- **Material provided**:
####################

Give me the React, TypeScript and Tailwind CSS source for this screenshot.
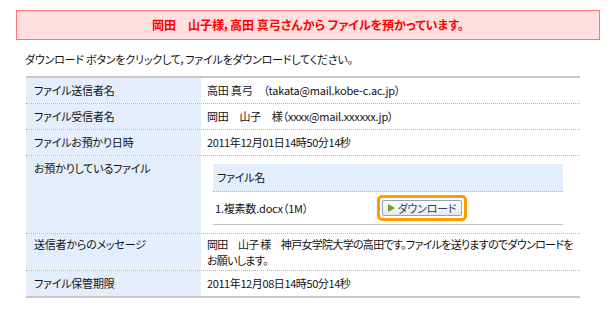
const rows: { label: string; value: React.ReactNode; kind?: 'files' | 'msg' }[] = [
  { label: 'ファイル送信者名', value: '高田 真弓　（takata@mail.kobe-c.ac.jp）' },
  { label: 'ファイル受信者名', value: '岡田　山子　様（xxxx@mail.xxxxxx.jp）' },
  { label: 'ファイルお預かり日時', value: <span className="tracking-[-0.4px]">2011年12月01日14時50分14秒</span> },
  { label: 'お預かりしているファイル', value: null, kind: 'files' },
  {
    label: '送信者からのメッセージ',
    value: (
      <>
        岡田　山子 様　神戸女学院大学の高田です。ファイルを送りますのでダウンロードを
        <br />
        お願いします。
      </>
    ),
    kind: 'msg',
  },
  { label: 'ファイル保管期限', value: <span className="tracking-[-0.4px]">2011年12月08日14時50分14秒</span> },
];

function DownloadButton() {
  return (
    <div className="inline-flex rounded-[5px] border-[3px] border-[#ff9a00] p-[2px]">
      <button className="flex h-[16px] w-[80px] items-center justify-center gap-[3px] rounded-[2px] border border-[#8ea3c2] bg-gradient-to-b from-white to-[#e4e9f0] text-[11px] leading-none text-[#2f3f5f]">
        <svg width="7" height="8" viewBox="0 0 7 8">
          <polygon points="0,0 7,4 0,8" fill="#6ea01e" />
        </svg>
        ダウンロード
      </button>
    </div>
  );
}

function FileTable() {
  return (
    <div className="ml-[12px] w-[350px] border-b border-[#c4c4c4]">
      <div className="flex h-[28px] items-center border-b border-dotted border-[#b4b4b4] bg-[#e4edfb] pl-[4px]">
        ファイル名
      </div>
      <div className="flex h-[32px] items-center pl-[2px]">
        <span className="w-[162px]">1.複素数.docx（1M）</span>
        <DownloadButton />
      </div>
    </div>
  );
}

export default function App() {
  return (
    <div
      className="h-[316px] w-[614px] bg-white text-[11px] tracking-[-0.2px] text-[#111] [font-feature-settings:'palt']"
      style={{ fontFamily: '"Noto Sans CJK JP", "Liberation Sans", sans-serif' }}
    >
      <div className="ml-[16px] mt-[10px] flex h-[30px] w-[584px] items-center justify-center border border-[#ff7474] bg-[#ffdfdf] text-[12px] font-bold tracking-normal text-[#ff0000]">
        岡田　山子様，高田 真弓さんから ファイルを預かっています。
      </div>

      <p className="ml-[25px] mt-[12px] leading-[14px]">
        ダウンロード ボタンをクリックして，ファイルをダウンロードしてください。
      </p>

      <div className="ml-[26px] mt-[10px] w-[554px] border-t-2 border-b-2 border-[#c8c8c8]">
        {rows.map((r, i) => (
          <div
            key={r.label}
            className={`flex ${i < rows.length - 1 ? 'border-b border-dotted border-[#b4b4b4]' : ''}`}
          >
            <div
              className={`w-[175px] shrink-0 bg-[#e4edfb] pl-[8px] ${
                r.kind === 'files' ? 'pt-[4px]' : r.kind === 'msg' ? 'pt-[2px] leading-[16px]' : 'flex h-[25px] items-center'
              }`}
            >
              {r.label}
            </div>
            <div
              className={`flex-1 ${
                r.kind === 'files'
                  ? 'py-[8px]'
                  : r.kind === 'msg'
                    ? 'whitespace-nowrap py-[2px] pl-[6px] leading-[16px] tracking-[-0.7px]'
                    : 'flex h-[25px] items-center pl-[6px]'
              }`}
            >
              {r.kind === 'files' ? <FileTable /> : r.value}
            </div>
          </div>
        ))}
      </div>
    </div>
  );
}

####################

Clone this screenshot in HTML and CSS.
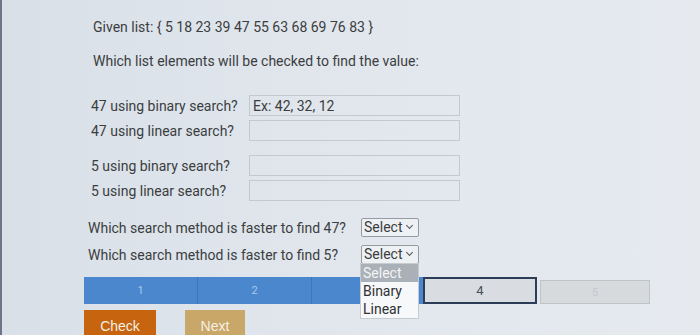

####################

- **Problem to work on**: Copy all lines in the listing above where the string "this" appears.

- **Correct result**:
Give me the React, TypeScript and Tailwind CSS source for this screenshot.
Clone this screenshot in HTML and CSS.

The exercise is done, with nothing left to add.